Crucially, aluminium's unique recyclability safeguards a sustainable future. This property ensures that the aluminium integrated into vehicles today remains viable for reuse in the future, even after a vehicle has reached the end of its life. Recycling aluminium is also very energy- efficient, using only approximately 5% of the energy required to produce primary aluminium from raw materials. This translates to a considerable reduction in carbon emissions, reaching up to 95%.

The World Economic Forum has estimated that adopting closed-loop recycling processes, which involve the continuous recycling of products to create new ones without them entering landfills, can yield a reduced energy consumption of up to 75%. These processes offer a range of benefits, including alleviating strain on natural resources, reducing pollution, and decreasing the need for landfill space.
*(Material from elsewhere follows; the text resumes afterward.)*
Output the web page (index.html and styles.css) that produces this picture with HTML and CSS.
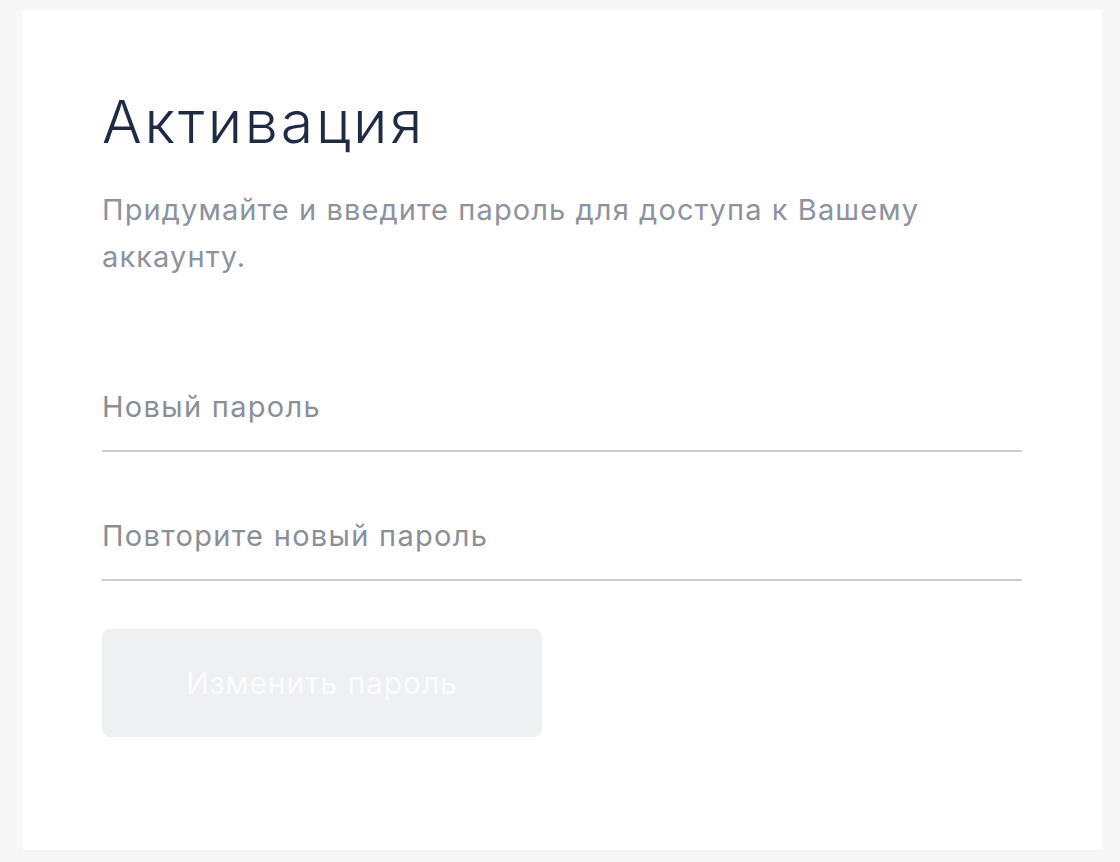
FILE: index.html
```html
<!DOCTYPE html>
<html lang="ru">
<head>
    <meta charset="UTF-8">
    <meta name="viewport" content="width=device-width, initial-scale=1.0">
    <title>Активация</title>
    <link rel="stylesheet" href="styles.css">
</head>
<body>

    <!-- Activation card -->
    <main class="card">
        <h1 class="card-title">Активация</h1>
        <p class="card-text">Придумайте и введите пароль для доступа к Вашему аккаунту.</p>

        <form class="form" id="activationForm">
            <div class="field">
                <input type="password" id="newPassword" placeholder="Новый пароль">
            </div>
            <div class="field">
                <input type="password" id="repeatPassword" placeholder="Повторите новый пароль">
            </div>
            <button type="submit" class="btn" disabled>Изменить пароль</button>
        </form>
    </main>

</body>
</html>
```

FILE: styles.css
```css
body {
    font-family: Inter, "Noto Sans", Arial, sans-serif;
    margin: 0;
    padding: 10px 18px 12px 22px;
    background-color: #f7f7f7;
}
.card {
    box-sizing: border-box;
    width: 1080px;
    height: 840px;
    background-color: #fff;
    padding: 76px 80px 0 80px;
    box-shadow: 0 1px 3px rgba(0, 0, 0, 0.03);
}
.card-title {
    margin: 0;
    font-size: 59px;
    font-weight: 300;
    line-height: 72px;
    color: #1f2b45;
    letter-spacing: 2.8px;
}
.card-text {
    margin: 28px 0 0;
    width: 860px;
    font-size: 29px;
    line-height: 47px;
    color: #8d929f;
    letter-spacing: 1.1px;
}
.form {
    margin-top: 94px;
    width: 920px;
}
.field {
    margin-bottom: 51px;
}
.field input {
    box-sizing: border-box;
    width: 100%;
    height: 78px;
    border: 0;
    border-bottom: 2px solid #cacbd0;
    padding: 0 0 12px;
    font-family: inherit;
    font-size: 29px;
    letter-spacing: 1.3px;
    color: #1f2b45;
    background: transparent;
    outline: none;
}
.field input::placeholder {
    color: #8a8f97;
}
.field:last-of-type {
    margin-bottom: 0;
}
.btn {
    display: block;
    margin-top: 48px;
    width: 440px;
    height: 108px;
    border: 0;
    border-radius: 8px;
    background-color: #eff0f2;
    color: #fbfbfc;
    font-family: inherit;
    font-size: 30px;
    letter-spacing: 0.9px;
}
```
Adopting a closed-loop recycling process for scrap thus presents an immediate avenue for vehicle manufacturers to curtail their carbon emissions drastically.

As vehicles with more aluminium content reach the end of their lifecycle over the next decade, the implications for the automotive industry in minimising its carbon footprint are significant. The WEF suggests that by 2035, recycling 125 kilotons of aluminium scrap could result in a massive reduction of 950,000 tonnes in carbon emissions.

Several automotive manufacturers, including Toyota, Jaguar, Volvo, and Ford, have embraced leadership roles in this push. Volvo's goal is to become a circular business by 2040, committed to adopting closed-loop recycling for aluminium. On the other hand, Ford is actively integrating closed-loop practices by incorporating aluminium scrap into the production of its F-150 trucks.

As a result, there is no doubt that aluminium will play a pivotal role in propelling the automotive industry into an era of greater efficiency and product performance, all without compromising sustainability. No wonder they call it the metal of the future!